What is the answer for an investor? 

Look at your buffer just in case we have a rate rise.

 An interest rate rise this year is “plausible”, with the Reserve Bank governor Philip Lowe urging new homeowners to build in a buffer to withstand any increase in mortgage repayments as the economy recovers from the COVID-19 recession. 

While optimistic about the economy with unemployment likely to be at 3.75 per cent by year’s end, Dr Lowe also revealed working Australians were unlikely to enjoy a real increase in their wages until 2023. 

Financial markets have priced in four interest rate rises this year. The cash rate, which was last increased in 2010 when it returned to 4.75 per cent, has been at an all-time low of 0.1 per cent since November 2020. 

In November last year, Dr Lowe – who had previously said interest rates were likely to remain unchanged until 2024 – said market expectations of a rate rise in 2022 were a “complete overreaction” to inflation pressures, adding the chance of an increase was “extremely unlikely”. 

Since then, the consumer price index has soared to 3.5 per cent while underlying inflation, the RBA’s key measure of price pressures, has increased to a near 8-year high of 2.6 per cent. 

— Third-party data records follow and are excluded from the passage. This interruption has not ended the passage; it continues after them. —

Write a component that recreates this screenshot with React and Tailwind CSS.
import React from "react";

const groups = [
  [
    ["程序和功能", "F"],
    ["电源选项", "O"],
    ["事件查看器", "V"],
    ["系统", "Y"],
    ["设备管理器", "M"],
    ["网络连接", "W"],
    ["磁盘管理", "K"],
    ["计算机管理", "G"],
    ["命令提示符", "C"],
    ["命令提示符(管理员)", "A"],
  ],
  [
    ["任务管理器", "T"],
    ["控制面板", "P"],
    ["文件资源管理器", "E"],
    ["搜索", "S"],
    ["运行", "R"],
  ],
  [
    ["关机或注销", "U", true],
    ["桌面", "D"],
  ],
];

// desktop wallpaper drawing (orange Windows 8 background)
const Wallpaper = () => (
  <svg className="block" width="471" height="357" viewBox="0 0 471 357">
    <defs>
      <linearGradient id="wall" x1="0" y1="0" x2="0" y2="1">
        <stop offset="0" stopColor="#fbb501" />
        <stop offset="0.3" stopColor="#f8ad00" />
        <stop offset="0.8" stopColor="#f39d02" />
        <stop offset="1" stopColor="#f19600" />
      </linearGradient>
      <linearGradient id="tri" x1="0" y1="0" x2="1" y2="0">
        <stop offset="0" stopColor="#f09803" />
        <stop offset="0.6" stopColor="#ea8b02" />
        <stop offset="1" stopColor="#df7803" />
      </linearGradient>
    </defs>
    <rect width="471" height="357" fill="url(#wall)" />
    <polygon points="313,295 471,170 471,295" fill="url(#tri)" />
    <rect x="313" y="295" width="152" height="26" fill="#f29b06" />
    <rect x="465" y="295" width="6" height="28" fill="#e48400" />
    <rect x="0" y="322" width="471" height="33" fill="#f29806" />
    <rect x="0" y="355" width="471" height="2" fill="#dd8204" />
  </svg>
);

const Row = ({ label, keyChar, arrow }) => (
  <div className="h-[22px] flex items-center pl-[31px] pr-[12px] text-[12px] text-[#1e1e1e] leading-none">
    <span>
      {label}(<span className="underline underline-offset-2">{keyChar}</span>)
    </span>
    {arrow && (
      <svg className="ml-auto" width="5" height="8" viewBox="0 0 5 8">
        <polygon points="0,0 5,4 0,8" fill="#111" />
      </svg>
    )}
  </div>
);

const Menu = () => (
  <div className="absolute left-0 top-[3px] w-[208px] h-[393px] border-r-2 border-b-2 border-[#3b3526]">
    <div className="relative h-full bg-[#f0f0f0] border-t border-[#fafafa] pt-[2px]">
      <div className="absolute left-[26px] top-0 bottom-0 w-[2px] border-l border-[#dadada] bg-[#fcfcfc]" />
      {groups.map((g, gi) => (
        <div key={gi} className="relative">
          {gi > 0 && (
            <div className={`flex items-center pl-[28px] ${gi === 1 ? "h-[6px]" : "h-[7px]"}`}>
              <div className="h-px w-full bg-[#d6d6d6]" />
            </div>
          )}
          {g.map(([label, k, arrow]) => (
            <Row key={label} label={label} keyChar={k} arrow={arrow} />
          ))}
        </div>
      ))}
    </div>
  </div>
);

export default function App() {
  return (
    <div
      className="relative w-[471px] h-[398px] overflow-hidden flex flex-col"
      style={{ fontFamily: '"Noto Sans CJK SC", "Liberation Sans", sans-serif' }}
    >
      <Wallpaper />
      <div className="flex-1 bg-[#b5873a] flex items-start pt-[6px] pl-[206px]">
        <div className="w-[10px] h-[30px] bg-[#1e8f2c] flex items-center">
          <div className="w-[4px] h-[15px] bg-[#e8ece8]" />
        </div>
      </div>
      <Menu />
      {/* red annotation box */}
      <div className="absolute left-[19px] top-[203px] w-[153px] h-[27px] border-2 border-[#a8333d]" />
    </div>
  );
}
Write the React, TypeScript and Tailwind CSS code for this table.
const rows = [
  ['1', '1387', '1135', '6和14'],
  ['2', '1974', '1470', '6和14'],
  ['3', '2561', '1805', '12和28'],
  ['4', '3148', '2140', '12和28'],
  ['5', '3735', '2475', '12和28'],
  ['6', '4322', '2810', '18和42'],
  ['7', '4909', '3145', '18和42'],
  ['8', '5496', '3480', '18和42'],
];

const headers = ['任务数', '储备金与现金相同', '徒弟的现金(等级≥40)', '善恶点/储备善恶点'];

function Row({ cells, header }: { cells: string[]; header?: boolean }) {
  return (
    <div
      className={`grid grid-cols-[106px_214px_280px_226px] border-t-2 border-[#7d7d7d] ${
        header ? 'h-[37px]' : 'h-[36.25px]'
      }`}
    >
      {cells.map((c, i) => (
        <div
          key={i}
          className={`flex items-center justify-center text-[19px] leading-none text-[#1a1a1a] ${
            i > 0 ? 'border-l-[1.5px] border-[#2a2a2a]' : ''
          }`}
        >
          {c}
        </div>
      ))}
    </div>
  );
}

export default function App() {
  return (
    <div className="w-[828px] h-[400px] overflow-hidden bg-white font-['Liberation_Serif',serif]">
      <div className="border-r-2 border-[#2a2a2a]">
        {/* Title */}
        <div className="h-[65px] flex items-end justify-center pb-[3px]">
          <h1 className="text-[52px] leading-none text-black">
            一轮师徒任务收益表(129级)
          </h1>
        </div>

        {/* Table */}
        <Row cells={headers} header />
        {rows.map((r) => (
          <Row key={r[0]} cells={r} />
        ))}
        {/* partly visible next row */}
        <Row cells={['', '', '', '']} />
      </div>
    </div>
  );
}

Pressed on whether the bank would lift rates this year, Dr Lowe said the faster-than-expected economic recovery, the rise in inflation and the sharp fall in unemployment all meant a 2022 rate rise was now a chance. 

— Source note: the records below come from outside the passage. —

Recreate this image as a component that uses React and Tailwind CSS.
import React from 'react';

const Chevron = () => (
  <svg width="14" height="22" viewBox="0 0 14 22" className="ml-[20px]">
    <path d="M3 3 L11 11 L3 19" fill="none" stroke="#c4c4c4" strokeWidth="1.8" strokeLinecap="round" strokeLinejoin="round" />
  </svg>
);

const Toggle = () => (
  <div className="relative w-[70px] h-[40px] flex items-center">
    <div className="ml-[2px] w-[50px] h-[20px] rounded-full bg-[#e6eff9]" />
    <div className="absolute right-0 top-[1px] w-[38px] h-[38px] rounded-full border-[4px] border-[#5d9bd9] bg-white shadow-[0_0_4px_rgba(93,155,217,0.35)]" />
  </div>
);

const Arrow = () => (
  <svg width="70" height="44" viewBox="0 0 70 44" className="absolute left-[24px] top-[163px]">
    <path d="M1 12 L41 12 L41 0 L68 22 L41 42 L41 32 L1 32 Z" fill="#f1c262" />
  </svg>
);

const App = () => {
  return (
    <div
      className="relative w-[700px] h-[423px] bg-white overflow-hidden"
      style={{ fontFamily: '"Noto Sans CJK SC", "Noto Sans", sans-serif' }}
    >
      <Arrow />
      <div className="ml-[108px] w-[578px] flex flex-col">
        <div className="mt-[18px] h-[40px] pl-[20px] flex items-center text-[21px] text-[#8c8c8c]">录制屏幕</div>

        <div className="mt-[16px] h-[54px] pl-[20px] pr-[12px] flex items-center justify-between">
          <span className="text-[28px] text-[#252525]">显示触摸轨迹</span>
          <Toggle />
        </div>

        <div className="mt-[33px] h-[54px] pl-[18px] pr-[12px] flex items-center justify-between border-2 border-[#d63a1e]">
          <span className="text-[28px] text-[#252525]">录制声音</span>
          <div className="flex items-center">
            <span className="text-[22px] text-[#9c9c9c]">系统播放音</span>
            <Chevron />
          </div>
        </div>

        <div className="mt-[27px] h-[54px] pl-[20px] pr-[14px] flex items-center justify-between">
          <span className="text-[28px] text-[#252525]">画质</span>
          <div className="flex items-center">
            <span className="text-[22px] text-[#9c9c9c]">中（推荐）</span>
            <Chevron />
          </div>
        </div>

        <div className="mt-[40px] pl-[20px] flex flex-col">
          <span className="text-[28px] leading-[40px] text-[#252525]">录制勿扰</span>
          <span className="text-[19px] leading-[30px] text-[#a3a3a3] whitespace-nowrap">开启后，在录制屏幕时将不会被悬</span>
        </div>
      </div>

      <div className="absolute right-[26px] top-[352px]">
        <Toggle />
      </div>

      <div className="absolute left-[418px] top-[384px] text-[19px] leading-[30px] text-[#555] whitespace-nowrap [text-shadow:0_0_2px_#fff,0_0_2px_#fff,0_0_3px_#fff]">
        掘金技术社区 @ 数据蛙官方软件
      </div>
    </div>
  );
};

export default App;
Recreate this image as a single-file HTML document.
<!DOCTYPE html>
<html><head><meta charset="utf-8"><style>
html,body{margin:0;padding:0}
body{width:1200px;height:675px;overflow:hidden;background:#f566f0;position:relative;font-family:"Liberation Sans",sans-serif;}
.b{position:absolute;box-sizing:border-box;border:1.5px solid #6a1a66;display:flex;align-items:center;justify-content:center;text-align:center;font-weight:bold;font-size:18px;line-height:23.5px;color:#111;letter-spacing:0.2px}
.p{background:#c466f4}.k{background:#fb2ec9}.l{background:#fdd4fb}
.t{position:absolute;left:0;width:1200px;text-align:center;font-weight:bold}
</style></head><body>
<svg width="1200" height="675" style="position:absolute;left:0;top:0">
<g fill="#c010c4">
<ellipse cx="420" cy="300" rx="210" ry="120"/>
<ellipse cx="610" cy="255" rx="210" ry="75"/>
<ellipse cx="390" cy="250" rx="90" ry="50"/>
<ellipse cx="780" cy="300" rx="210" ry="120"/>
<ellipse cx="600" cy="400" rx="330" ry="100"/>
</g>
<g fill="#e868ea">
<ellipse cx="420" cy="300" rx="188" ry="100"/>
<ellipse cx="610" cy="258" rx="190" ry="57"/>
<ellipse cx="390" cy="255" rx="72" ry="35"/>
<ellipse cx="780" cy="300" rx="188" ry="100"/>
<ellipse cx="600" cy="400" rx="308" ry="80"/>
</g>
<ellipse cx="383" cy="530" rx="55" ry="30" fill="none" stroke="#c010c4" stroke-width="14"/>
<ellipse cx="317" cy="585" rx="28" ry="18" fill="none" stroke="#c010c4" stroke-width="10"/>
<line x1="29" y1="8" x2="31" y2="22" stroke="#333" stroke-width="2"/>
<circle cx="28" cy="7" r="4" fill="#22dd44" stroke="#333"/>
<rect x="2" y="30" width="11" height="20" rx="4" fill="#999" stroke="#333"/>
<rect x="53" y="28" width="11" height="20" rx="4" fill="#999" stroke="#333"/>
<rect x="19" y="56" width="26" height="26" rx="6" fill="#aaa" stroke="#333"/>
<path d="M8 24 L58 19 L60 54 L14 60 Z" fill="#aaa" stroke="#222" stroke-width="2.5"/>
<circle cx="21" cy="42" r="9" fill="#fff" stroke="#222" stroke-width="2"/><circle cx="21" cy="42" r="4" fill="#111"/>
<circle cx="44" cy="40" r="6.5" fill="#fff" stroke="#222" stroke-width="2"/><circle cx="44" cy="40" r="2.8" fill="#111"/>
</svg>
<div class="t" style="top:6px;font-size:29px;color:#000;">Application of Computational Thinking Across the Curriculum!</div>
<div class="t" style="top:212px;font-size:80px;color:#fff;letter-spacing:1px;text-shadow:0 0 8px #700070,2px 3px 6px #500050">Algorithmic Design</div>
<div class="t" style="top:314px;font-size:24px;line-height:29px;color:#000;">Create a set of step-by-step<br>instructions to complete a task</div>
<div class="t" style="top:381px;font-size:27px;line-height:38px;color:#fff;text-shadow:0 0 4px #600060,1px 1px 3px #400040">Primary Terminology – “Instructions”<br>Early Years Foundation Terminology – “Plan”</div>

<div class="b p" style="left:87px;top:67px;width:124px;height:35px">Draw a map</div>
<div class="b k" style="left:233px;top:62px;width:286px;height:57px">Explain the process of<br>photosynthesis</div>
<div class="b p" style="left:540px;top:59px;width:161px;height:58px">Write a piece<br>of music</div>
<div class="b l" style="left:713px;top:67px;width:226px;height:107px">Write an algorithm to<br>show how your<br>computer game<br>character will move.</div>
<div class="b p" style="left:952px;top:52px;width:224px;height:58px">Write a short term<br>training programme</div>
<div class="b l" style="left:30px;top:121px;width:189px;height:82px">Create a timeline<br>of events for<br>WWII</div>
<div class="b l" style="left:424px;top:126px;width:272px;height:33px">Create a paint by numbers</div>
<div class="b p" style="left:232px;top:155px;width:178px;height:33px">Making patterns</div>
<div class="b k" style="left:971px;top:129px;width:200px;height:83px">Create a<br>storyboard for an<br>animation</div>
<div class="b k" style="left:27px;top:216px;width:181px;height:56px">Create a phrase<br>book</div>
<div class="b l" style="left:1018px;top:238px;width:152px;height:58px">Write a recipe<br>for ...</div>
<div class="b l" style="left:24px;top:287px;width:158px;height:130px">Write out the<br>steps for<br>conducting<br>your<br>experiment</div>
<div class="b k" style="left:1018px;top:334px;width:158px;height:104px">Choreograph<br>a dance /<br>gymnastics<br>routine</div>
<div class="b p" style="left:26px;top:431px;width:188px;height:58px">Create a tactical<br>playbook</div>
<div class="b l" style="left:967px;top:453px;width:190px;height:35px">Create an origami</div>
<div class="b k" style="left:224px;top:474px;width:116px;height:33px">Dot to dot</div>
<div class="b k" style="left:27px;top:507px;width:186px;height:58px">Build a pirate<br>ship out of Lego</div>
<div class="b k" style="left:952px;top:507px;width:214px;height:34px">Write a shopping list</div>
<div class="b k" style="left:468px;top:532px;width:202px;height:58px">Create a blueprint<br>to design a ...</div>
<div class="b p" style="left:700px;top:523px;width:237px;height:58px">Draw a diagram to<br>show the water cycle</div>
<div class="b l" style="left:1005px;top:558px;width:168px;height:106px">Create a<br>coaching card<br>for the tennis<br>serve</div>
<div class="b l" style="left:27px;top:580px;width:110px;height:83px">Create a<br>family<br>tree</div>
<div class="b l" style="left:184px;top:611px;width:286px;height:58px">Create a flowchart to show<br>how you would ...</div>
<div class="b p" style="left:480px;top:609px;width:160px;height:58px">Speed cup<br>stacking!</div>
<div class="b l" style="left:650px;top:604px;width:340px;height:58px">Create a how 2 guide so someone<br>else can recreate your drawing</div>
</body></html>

“It’s certainly a plausible scenario that rates go up later this year,” he said. 

Therefore what is the answer for an investor? 

As a mortgage holder, it would be prudent to start to look fairly soon at those “Fixed Rates” mortgage offers available now as they will soon be on the rise. 

Look at your buffer just in case we have a rate rise, start to plan now for this, it will happen, in line with this, it may be a good time to have a review of your discretionary spending?